As we said, worship is much more simple than we make it out to be, as we think about it. At the heart is worship is just to say, “You’re God, and I’m not.” And whether we do that with a song, whether we do that with an act of service, where we do it, not just here, but we do it in our work and in our relationships and in the way we use our free time, all those things, revolve around the concept of saying to God, “You’re God, and I’m not.” As I’ve said, you can’t compartmentalize worship. If you compartmentalize, it’s not really worship. It would cost me a lot to start thinking about “You’re God, and I’m not” in all of these areas, and I go, “Yeah, because worship is costly.” And if it’s not costly, it’s a good chance you’re not doing worship.

Let me give you three questions just to wrestle with as we think about this simple idea about worship this week. Question number one, what area of my life has the lowest worship level? Chances are as soon as I say that, you immediately can think of it. Maybe it’s the way you spend your time on the Internet or your TV viewing habits, as we’ve mentioned, or it’s a relationship, or it’s how you live at work or how you interact with your neighbors. Whatever it is, what one area of your life can you immediately think of that that one has the lowest level of saying, “You’re God, and I’m not”?

And then the follow-up obvious question is what am I gonna do about it? What’s one step that I’ll take this week, one step that I’ll take this week to increase my worship level in that area?

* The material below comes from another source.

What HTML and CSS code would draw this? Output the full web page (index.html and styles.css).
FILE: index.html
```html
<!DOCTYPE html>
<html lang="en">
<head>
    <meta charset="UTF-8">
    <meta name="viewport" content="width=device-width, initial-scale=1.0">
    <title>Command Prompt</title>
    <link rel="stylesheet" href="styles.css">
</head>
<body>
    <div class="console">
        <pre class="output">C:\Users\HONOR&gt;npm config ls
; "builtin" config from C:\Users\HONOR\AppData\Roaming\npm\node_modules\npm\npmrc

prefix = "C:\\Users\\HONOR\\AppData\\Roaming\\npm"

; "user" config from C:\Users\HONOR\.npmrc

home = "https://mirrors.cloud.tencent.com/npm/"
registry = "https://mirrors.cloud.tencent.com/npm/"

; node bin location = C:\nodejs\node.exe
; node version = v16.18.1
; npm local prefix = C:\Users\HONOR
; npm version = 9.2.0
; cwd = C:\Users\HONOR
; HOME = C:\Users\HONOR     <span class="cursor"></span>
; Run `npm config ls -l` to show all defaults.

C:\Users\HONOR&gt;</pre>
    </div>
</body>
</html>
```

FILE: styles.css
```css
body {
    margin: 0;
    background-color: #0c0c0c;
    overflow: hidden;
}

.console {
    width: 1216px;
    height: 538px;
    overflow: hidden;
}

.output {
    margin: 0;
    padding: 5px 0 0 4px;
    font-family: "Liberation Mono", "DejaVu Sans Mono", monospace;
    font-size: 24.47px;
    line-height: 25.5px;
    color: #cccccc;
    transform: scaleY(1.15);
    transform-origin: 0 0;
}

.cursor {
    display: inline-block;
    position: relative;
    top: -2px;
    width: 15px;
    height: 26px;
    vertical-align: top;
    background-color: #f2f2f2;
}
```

Because here’s the thing, as you increase the worship level in one area, you’re gonna find that you increase the worship level in all areas because you’re reminded this is how we live. This is how we do worship.

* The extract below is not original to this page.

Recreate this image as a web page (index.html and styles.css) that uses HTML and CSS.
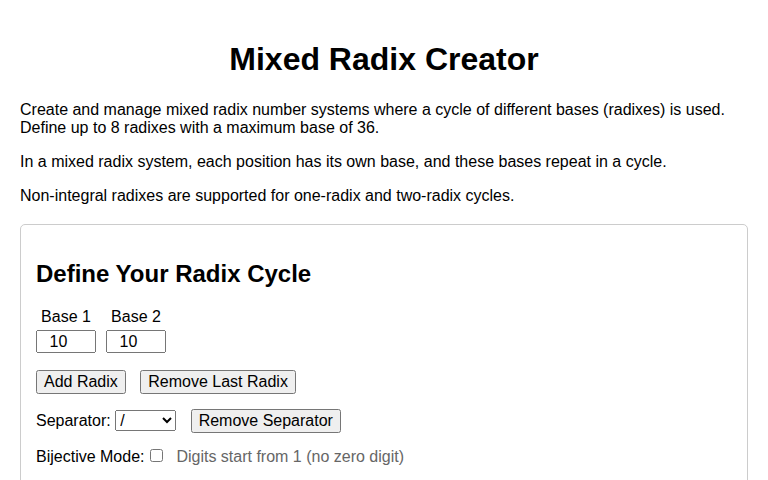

But I wanna encourage you not just to confine it in that one area, but also ask this question. What other steps is God calling me to take to increase the overall worship level of my life? And, again, as we understand it, now, that doesn’t mean that you’re supposed to go through every day and every moment your life singing songs. No, that’s just one expression of worship. Worship is to say to God, “You’re God, and I’m not. I get it. I recognize it. And I submit to it.” What other steps is God calling you to do to bring up the worship level in your life as a whole? Let’s pray.

Jesus, we get it. We understand that you are God and that we’re not. And we ask Your forgiveness this morning for not living that way. For all the ways that You speak to us even right now and were convicted that we have lived as though we were God, we ask your forgiveness for those ways. We ask for strength through your Holy Spirit to get up off of Your throne, step off, and say, “Please take Your seat,” because you are God and I’m not. We ask that You convict each of us of areas of our life where we’re less likely than any other to say that, where we’re least likely to say, “You’re God, and I’m not,” and to live accordingly.

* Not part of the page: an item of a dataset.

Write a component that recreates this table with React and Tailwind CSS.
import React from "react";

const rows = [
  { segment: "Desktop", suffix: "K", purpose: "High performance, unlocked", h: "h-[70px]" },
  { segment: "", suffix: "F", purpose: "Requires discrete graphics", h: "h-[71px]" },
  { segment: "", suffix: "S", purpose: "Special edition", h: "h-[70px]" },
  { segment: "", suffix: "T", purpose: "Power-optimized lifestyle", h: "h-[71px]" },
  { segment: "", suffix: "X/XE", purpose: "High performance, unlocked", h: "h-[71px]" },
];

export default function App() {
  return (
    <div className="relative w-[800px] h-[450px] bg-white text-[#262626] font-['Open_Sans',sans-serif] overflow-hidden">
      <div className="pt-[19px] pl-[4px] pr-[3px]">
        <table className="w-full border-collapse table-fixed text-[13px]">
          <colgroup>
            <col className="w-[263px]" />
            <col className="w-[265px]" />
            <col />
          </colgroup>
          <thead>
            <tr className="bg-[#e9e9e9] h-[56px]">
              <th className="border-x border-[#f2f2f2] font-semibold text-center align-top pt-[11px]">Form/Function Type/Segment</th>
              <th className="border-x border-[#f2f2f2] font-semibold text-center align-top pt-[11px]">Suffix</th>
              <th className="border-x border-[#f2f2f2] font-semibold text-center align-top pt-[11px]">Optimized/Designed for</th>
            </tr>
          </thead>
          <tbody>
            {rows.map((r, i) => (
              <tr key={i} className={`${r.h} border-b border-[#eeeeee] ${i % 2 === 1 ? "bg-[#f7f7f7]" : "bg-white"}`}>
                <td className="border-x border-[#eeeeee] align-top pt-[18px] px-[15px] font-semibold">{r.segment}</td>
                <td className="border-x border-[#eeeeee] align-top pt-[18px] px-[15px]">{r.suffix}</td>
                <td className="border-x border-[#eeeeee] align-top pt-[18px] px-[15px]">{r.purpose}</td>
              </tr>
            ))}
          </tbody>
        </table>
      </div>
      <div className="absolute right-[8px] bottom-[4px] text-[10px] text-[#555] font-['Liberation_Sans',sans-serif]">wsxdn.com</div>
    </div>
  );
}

And we ask your Holy Spirit would speak to us about what it means to change that this week. And then, Lord, give us the big picture of our lives. What are you calling us to? To say moment by moment, day by day, in every area of these things that we call our lives offers us an opportunity to say, “You’re God. I get it. And I’m not. I submit.” Lord, would You receive our desire to do that more and more? Would You receive that as the worship that You’re due, even right now in this moment, because You are worthy of our worship? In Jesus’ Name, Amen.